Mocking strategy: Mock @aws-sdk/client-sqs. Mock PostgreSQL pool. Use zod schema directly in tests.

3.7 Notification Formatter (TypeScript — Epic 4, Story 4.1)

What to test:

Critical drift → header 🔴 Critical Drift Detected
Diff block truncated at Slack's 3000-char block limit
CloudTrail attribution present → "Changed by: "
CloudTrail attribution absent → "Changed by: Unknown (scheduled scan)"
All four action buttons present (drift_revert, drift_accept, drift_snooze, drift_assign)
[REDACTED] values rendered as-is
Low severity digest format → no [Revert] button

Mocking strategy: None — pure function.

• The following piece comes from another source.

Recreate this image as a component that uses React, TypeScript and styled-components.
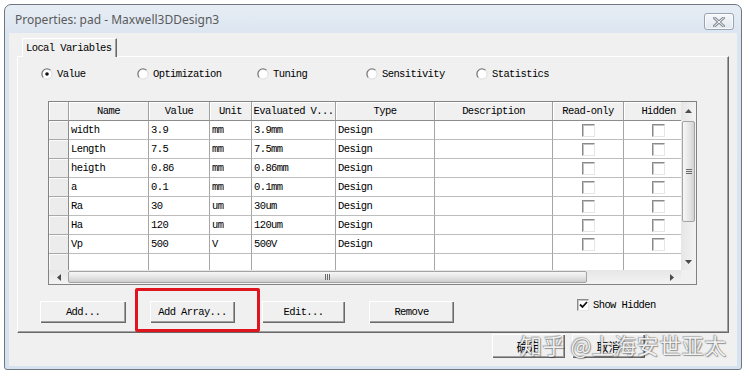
import React from 'react';
import styled, { createGlobalStyle } from 'styled-components';

const MONO = `'Liberation Mono', 'DejaVu Sans Mono', monospace`;
const CJK = `'Noto Sans CJK SC', 'Noto Sans', sans-serif`;

const GlobalStyle = createGlobalStyle`
  html, body {
    margin: 0;
    padding: 0;
    background: #ffffff;
  }
  body {
    font-family: ${MONO};
  }
`;

const radios = [
  { label: 'Value', w: 96, checked: true },
  { label: 'Optimization', w: 120 },
  { label: 'Tuning', w: 109 },
  { label: 'Sensitivity', w: 110 },
  { label: 'Statistics', w: 110 },
];

const headers = ['', 'Name', 'Value', 'Unit', 'Evaluated V...', 'Type', 'Description', 'Read-only', 'Hidden'];

const rows = [
  ['width', '3.9', 'mm', '3.9mm'],
  ['Length', '7.5', 'mm', '7.5mm'],
  ['heigth', '0.86', 'mm', '0.86mm'],
  ['a', '0.1', 'mm', '0.1mm'],
  ['Ra', '30', 'um', '30um'],
  ['Ha', '120', 'um', '120um'],
  ['Vp', '500', 'V', '500V'],
];

function RadioIcon({ checked }: { checked?: boolean }) {
  return (
    <svg width="12" height="12" viewBox="0 0 12 12">
      <circle cx="6" cy="6" r="5" fill="#fff" />
      <path d="M9.6 2.4 A5 5 0 0 0 2.4 9.6" fill="none" stroke="#7a7a7a" strokeWidth="1.3" />
      <path d="M9.6 2.4 A5 5 0 0 1 2.4 9.6" fill="none" stroke="#dcdcdc" strokeWidth="1" />
      {checked && <circle cx="6" cy="6" r="1.8" fill="#111" />}
    </svg>
  );
}

function Arrow({ dir }: { dir: 'up' | 'down' | 'left' | 'right' }) {
  const d = {
    up: 'M0 4 L3.5 0 L7 4 Z',
    down: 'M0 0 L7 0 L3.5 4 Z',
    left: 'M4 0 L4 7 L0 3.5 Z',
    right: 'M0 0 L4 3.5 L0 7 Z',
  }[dir];
  const vertical = dir === 'up' || dir === 'down';
  return (
    <svg width={vertical ? 7 : 4} height={vertical ? 4 : 7} viewBox={vertical ? '0 0 7 4' : '0 0 4 7'}>
      <path d={d} fill="#4a4a4a" />
    </svg>
  );
}

function CloseGlyph() {
  return (
    <svg width="12" height="10" viewBox="0 0 12 10">
      <path d="M1.5 1 L10.5 9 M10.5 1 L1.5 9" stroke="#8a919b" strokeWidth="3" strokeLinecap="square" />
      <path d="M1.5 1 L10.5 9 M10.5 1 L1.5 9" stroke="#f4f6f9" strokeWidth="1" strokeLinecap="square" />
    </svg>
  );
}

function CheckMark() {
  return (
    <svg width="9" height="8" viewBox="0 0 9 8">
      <path d="M1 3.5 L3.5 6 L8 1" fill="none" stroke="#111" strokeWidth="1.8" />
    </svg>
  );
}

export default function App() {
  return (
    <>
      <GlobalStyle />
      <Window>
        <TitleBar>
          <TitleText>Properties: pad - Maxwell3DDesign3</TitleText>
          <CloseButton>
            <CloseGlyph />
          </CloseButton>
        </TitleBar>
        <Client>
          <Tab>Local Variables</Tab>
          <Panel>
            <RadioRow>
              {radios.map(r => (
                <RadioItem key={r.label} $w={r.w}>
                  <RadioIcon checked={r.checked} />
                  <span>{r.label}</span>
                </RadioItem>
              ))}
            </RadioRow>
            <GridFrame>
              <Viewport>
                <Table>
                  {headers.map((h, i) => (
                    <HeadCell key={'h' + i}>{h}</HeadCell>
                  ))}
                  {rows.map(r => (
                    <React.Fragment key={r[0]}>
                      <RowHead />
                      {r.map((v, i) => (
                        <Cell key={i}>{v}</Cell>
                      ))}
                      <Cell>Design</Cell>
                      <Cell />
                      <CheckCell>
                        <Box />
                      </CheckCell>
                      <CheckCell>
                        <Box />
                      </CheckCell>
                    </React.Fragment>
                  ))}
                  <RowHead />
                  {Array.from({ length: 8 }).map((_, i) => (
                    <Cell key={'e' + i} />
                  ))}
                </Table>
              </Viewport>
              <VScroll>
                <ArrowButton $h={17}>
                  <Arrow dir="up" />
                </ArrowButton>
                <VThumb>
                  <VGrip>
                    <span />
                    <span />
                    <span />
                  </VGrip>
                </VThumb>
                <Track />
                <ArrowButton $h={17}>
                  <Arrow dir="down" />
                </ArrowButton>
              </VScroll>
              <HScroll>
                <ArrowButton $w={19}>
                  <Arrow dir="left" />
                </ArrowButton>
                <HThumb>
                  <HGrip>
                    <span />
                    <span />
                    <span />
                  </HGrip>
                </HThumb>
                <Track />
                <ArrowButton $w={18}>
                  <Arrow dir="right" />
                </ArrowButton>
              </HScroll>
              <Corner />
            </GridFrame>
            <ButtonRow>
              <Button $w={86}>Add...</Button>
              <Button $w={85} $ml={24}>Add Array...</Button>
              <Button $w={83} $ml={27}>Edit...</Button>
              <Button $w={85} $ml={24}>Remove</Button>
              <ShowHidden>
                <CheckBox>
                  <CheckMark />
                </CheckBox>
                <span>Show Hidden</span>
              </ShowHidden>
            </ButtonRow>
            <RedMark />
          </Panel>
          <DialogButtons>
            <DialogButton>确定</DialogButton>
            <DialogButton>取消</DialogButton>
          </DialogButtons>
          <Watermark>知乎 @上海安世亚太</Watermark>
        </Client>
      </Window>
    </>
  );
}

const Window = styled.div`
  margin: 4px 0 0 4px;
  width: 738px;
  height: 366px;
  box-sizing: border-box;
  border: 1px solid #6f7782;
  border-radius: 7px 7px 3px 3px;
  background: linear-gradient(#e7edf4, #dbe5f0 30px, #d6e2ef);
  display: flex;
  flex-direction: column;
  overflow: hidden;
`;
const TitleBar = styled.div`
  height: 28px;
  flex: none;
  display: flex;
  justify-content: space-between;
  align-items: flex-start;
`;
const TitleText = styled.div`
  padding: 7px 0 0 10px;
  font-family: 'Noto Sans', sans-serif;
  font-size: 12px;
  line-height: 16px;
  color: #5a5a5a;
`;
const CloseButton = styled.div`
  margin: 8px 7px 0 0;
  width: 30px;
  height: 17px;
  box-sizing: border-box;
  border: 1px solid #97a3b3;
  border-radius: 3px;
  background: linear-gradient(#f6f8fb, #e2e8ef);
  box-shadow: inset 0 0 0 1px rgba(255, 255, 255, 0.7);
  display: flex;
  align-items: center;
  justify-content: center;
`;
const Client = styled.div`
  position: relative;
  flex: 1;
  margin: 0 4px 3px;
  padding: 5px 8px 0;
  background: #f0f0f0;
  display: flex;
  flex-direction: column;
  font-family: ${MONO};
  font-size: 10.5px;
  letter-spacing: -0.6px;
  color: #000;
`;
const Tab = styled.div`
  position: relative;
  z-index: 1;
  align-self: flex-start;
  margin: 0 0 -1px 5px;
  width: 95px;
  height: 19px;
  box-sizing: border-box;
  padding: 3px 0 0 3px;
  background: #f0f0f0;
  border-top: 1px solid #fff;
  border-left: 1px solid #fff;
  border-right: 1px solid #696969;
  box-shadow: inset -1px 0 #a0a0a0;
  line-height: 13px;
`;
const Panel = styled.div`
  position: relative;
  height: 277px;
  box-sizing: border-box;
  border: 1px solid;
  border-color: #fff #696969 #696969 #fff;
  box-shadow: inset -1px -1px #a0a0a0;
`;
const RadioRow = styled.div`
  margin: 10px 0 0 23px;
  height: 14px;
  display: flex;
  align-items: center;
`;
const RadioItem = styled.div<{ $w: number }>`
  width: ${p => p.$w}px;
  display: flex;
  align-items: center;
  gap: 4px;
  & span {
    line-height: 12px;
  }
`;
const GridFrame = styled.div`
  margin: 20px 0 0 30px;
  width: 649px;
  height: 184px;
  box-sizing: border-box;
  border: 1px solid #838383;
  display: grid;
  grid-template-columns: 632px 15px;
  grid-template-rows: 168px 14px;
`;
const Viewport = styled.div`
  overflow: hidden;
  background: #fff;
`;
const Table = styled.div`
  width: 645px;
  display: grid;
  grid-template-columns: 20px 80px 61px 42px 84px 99px 118px 71px 70px;
  grid-auto-rows: 19px;
`;
const HeadCell = styled.div`
  box-sizing: border-box;
  background: #f0f0f0;
  border-right: 1px solid #a0a0a0;
  border-bottom: 1px solid #8c8c8c;
  box-shadow: inset 1px 1px #fff;
  text-align: center;
  line-height: 18px;
  white-space: nowrap;
  overflow: hidden;
`;
const RowHead = styled.div`
  box-sizing: border-box;
  background: #ececec;
  border-right: 1px solid #8c8c8c;
  border-bottom: 1px solid #a8a8a8;
  box-shadow: inset 1px 1px #fbfbfb;
`;
const Cell = styled.div`
  box-sizing: border-box;
  padding-left: 2px;
  border-right: 1px solid #a6a6a6;
  border-bottom: 1px solid #bdbdbd;
  line-height: 18px;
  white-space: nowrap;
  overflow: hidden;
`;
const CheckCell = styled(Cell)`
  padding: 0;
  display: flex;
  align-items: center;
  justify-content: center;
`;
const Box = styled.div`
  width: 13px;
  height: 13px;
  box-sizing: border-box;
  background: #fff;
  border: 1px solid;
  border-color: #8a8a8a #e6e6e6 #e6e6e6 #8a8a8a;
  box-shadow: inset 1px 1px #c4c4c4;
`;
const VScroll = styled.div`
  display: flex;
  flex-direction: column;
  background: linear-gradient(90deg, #e6e6e6, #f3f3f3);
`;
const HScroll = styled.div`
  display: flex;
  background: linear-gradient(#e6e6e6, #f3f3f3);
`;
const ArrowButton = styled.div<{ $w?: number; $h?: number }>`
  flex: none;
  width: ${p => (p.$w ? `${p.$w}px` : 'auto')};
  height: ${p => (p.$h ? `${p.$h}px` : 'auto')};
  display: flex;
  align-items: center;
  justify-content: center;
`;
const Track = styled.div`
  flex: 1;
`;
const VThumb = styled.div`
  margin: 2px 1px 0;
  height: 101px;
  box-sizing: border-box;
  border: 1px solid #a3a3a3;
  border-radius: 2px;
  background: linear-gradient(90deg, #f7f7f7, #e4e4e4 60%, #d2d2d2);
  display: flex;
  align-items: center;
  justify-content: center;
`;
const VGrip = styled.div`
  display: flex;
  flex-direction: column;
  gap: 1px;
  & span {
    width: 6px;
    height: 1px;
    background: #6a6a6a;
  }
`;
const HThumb = styled.div`
  margin: 1px 0;
  width: 519px;
  box-sizing: border-box;
  border: 1px solid #a3a3a3;
  border-radius: 2px;
  background: linear-gradient(#f7f7f7, #e4e4e4 55%, #cdcdcd);
  display: flex;
  align-items: center;
  justify-content: center;
`;
const HGrip = styled.div`
  display: flex;
  gap: 1px;
  & span {
    width: 1px;
    height: 6px;
    background: #6a6a6a;
  }
`;
const Corner = styled.div`
  background: #f0f0f0;
`;
const ButtonRow = styled.div`
  margin: 16px 0 0 22px;
  display: flex;
  align-items: flex-start;
`;
const Button = styled.div<{ $w: number; $ml?: number }>`
  width: ${p => p.$w}px;
  margin-left: ${p => p.$ml || 0}px;
  height: 22px;
  box-sizing: border-box;
  background: #f0f0f0;
  box-shadow: inset 1px 1px #fff, inset -1px -1px #696969, inset -2px -2px #a0a0a0;
  display: flex;
  align-items: center;
  justify-content: center;
`;
const ShowHidden = styled.div`
  margin: -2px 0 0 123px;
  display: flex;
  align-items: center;
  gap: 4px;
`;
const CheckBox = styled(Box)`
  width: 12px;
  height: 12px;
  display: flex;
  align-items: center;
  justify-content: center;
`;
const RedMark = styled.div`
  position: absolute;
  left: 117px;
  top: 231px;
  width: 125px;
  height: 44px;
  box-sizing: border-box;
  border: 3px solid #e0141c;
  border-radius: 2px;
  pointer-events: none;
`;
const DialogButtons = styled.div`
  margin-top: 1px;
  padding-right: 84px;
  display: flex;
  justify-content: flex-end;
  gap: 7px;
`;
const DialogButton = styled.div`
  width: 73px;
  height: 24px;
  box-sizing: border-box;
  background: #f0f0f0;
  box-shadow: inset 1px 1px #fff, inset -1px -1px #696969, inset -2px -2px #a0a0a0;
  display: flex;
  align-items: center;
  justify-content: center;
  font-family: ${CJK};
  font-size: 12px;
  letter-spacing: 0;
`;
const Watermark = styled.div`
  position: absolute;
  left: 511px;
  top: 296px;
  font-family: ${CJK};
  font-size: 22px;
  line-height: 30px;
  letter-spacing: 0.5px;
  white-space: nowrap;
  color: rgba(255, 255, 255, 0.92);
  text-shadow: 0 0 1px #555, 1px 1px 1px rgba(0, 0, 0, 0.35), -1px -1px 1px rgba(0, 0, 0, 0.2);
  pointer-events: none;
`;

Use snapshot tests for Block Kit JSON output.

3.8 Remediation Engine (TypeScript — Epic 7, Stories 7.1–7.2)

What to test:

Revert: generates correct terraform apply -target=<address> command
Blast radius: resource with 3 dependents → blast_radius = 3
Blast radius: isolated resource → blast_radius = 0
require-approval policy → status pending, not executing
auto-revert policy for critical → executes without approval gate
Accept: generates correct code patch for changed attribute
Accept: creates PR with correct branch name and description
Agent heartbeat stale → REMEDIATION_AGENT_OFFLINE
Concurrent revert on same resource → REMEDIATION_IN_PROGRESS
Panic mode active → all remediation blocked

Mocking strategy: Mock agent command dispatcher. Mock GitHub API client (@octokit/rest). Mock PostgreSQL for plan persistence.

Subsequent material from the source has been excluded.